In the entries, find all lines that hold the word "this" and copy them.
-- BEGIN DATA TO USE --
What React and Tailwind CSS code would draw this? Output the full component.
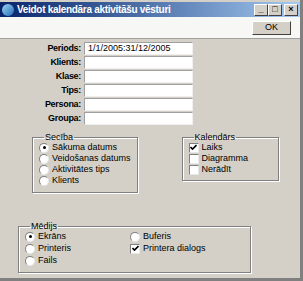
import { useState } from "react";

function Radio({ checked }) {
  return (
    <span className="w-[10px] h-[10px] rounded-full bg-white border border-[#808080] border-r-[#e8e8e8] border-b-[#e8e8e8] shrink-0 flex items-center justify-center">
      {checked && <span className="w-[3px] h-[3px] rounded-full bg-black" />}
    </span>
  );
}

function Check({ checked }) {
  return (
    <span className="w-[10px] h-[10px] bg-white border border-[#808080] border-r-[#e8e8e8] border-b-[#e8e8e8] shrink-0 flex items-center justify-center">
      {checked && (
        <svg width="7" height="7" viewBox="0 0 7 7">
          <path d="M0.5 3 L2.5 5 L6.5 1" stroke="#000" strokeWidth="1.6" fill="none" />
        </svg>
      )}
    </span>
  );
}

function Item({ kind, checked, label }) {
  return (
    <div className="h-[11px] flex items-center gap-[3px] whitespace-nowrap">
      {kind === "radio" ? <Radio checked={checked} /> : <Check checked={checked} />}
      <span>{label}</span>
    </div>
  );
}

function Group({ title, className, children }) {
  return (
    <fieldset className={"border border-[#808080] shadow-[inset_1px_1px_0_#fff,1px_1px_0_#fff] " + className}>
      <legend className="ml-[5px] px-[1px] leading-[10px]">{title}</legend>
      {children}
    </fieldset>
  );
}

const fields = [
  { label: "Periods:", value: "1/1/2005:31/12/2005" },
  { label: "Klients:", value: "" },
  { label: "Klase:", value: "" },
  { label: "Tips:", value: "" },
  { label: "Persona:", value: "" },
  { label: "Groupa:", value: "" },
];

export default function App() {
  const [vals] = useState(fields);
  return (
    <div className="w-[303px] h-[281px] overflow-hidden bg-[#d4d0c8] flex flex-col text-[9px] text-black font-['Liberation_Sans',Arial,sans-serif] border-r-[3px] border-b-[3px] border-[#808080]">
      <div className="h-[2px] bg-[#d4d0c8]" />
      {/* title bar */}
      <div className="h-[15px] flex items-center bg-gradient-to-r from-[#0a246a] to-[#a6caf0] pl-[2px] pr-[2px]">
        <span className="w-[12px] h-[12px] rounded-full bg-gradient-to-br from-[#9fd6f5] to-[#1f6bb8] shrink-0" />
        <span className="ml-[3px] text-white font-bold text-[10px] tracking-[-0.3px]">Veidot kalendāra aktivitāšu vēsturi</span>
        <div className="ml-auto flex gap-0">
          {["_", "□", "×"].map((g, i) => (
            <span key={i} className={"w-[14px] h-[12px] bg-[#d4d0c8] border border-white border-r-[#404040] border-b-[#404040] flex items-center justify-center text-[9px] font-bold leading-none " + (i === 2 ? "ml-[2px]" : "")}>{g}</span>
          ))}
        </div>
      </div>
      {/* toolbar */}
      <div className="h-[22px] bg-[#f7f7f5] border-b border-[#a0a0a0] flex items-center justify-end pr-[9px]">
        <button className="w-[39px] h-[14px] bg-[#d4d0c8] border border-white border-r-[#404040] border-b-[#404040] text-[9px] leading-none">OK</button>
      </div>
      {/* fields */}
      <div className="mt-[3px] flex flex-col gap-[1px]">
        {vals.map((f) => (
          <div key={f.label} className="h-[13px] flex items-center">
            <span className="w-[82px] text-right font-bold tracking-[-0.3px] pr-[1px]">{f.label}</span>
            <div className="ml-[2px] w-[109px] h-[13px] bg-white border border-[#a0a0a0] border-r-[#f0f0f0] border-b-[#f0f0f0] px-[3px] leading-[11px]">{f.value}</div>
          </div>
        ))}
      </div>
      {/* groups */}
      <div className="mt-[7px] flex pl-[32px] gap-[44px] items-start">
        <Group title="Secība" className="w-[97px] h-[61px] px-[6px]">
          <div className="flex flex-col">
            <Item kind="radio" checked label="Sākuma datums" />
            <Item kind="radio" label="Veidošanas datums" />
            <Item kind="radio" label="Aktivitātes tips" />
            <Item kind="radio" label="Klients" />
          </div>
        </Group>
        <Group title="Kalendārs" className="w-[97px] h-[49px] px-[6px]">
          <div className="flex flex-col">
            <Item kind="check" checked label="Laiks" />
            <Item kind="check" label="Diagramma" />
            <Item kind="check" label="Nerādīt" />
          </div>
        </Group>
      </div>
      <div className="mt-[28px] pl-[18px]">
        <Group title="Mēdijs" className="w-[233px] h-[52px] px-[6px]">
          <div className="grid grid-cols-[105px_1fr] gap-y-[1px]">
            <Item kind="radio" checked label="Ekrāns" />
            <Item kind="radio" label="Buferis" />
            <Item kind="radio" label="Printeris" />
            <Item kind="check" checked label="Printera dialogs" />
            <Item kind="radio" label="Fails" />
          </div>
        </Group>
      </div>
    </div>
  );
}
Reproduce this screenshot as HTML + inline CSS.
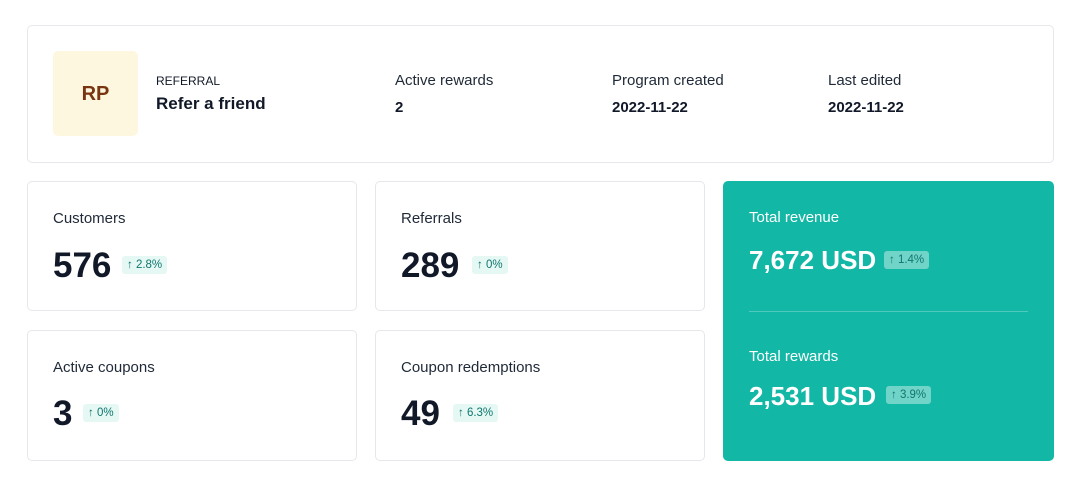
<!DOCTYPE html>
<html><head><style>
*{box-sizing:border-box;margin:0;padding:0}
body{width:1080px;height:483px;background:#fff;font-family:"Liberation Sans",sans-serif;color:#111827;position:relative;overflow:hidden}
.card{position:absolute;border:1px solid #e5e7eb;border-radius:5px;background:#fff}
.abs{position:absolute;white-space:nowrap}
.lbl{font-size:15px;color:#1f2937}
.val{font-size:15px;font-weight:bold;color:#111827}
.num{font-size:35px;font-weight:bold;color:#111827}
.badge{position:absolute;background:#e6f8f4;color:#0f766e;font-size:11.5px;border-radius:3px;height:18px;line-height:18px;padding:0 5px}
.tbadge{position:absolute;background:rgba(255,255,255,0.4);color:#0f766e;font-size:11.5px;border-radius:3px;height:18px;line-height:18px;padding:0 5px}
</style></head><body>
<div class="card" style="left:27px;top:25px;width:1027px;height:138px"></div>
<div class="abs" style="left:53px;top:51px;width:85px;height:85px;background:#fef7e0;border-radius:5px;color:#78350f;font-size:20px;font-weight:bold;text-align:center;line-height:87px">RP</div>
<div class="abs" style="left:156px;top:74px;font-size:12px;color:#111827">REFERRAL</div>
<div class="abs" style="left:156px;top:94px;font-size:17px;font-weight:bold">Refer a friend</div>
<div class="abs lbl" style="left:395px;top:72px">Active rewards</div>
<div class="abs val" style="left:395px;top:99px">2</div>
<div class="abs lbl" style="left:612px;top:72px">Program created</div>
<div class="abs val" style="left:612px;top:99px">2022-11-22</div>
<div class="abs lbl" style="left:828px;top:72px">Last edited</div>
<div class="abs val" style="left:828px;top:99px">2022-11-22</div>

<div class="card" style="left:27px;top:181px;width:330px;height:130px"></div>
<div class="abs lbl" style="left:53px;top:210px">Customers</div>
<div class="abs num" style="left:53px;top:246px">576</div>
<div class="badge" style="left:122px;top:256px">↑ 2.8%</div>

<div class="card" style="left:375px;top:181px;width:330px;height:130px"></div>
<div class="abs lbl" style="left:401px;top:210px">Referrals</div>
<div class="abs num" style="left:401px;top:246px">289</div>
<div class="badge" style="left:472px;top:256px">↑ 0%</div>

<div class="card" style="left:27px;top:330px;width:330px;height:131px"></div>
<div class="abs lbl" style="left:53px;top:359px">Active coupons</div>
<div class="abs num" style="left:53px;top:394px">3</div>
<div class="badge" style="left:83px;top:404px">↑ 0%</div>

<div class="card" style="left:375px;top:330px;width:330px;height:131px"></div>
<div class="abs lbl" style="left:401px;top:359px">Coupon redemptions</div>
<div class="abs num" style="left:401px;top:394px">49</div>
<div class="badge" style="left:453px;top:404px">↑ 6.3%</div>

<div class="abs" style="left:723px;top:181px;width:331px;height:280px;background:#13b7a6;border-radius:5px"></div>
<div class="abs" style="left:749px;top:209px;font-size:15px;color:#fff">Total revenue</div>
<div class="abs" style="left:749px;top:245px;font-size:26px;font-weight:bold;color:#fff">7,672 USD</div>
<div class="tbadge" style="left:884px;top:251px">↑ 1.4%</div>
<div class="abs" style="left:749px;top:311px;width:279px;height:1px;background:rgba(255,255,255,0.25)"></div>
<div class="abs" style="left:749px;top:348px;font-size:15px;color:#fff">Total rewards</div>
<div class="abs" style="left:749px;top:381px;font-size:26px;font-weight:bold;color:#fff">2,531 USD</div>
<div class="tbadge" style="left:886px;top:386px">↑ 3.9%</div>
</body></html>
-- END DATA TO USE --
### EXERCISE RESPONSE
What React and Tailwind CSS code would draw this? Output the full component.
Reproduce this screenshot as HTML + inline CSS.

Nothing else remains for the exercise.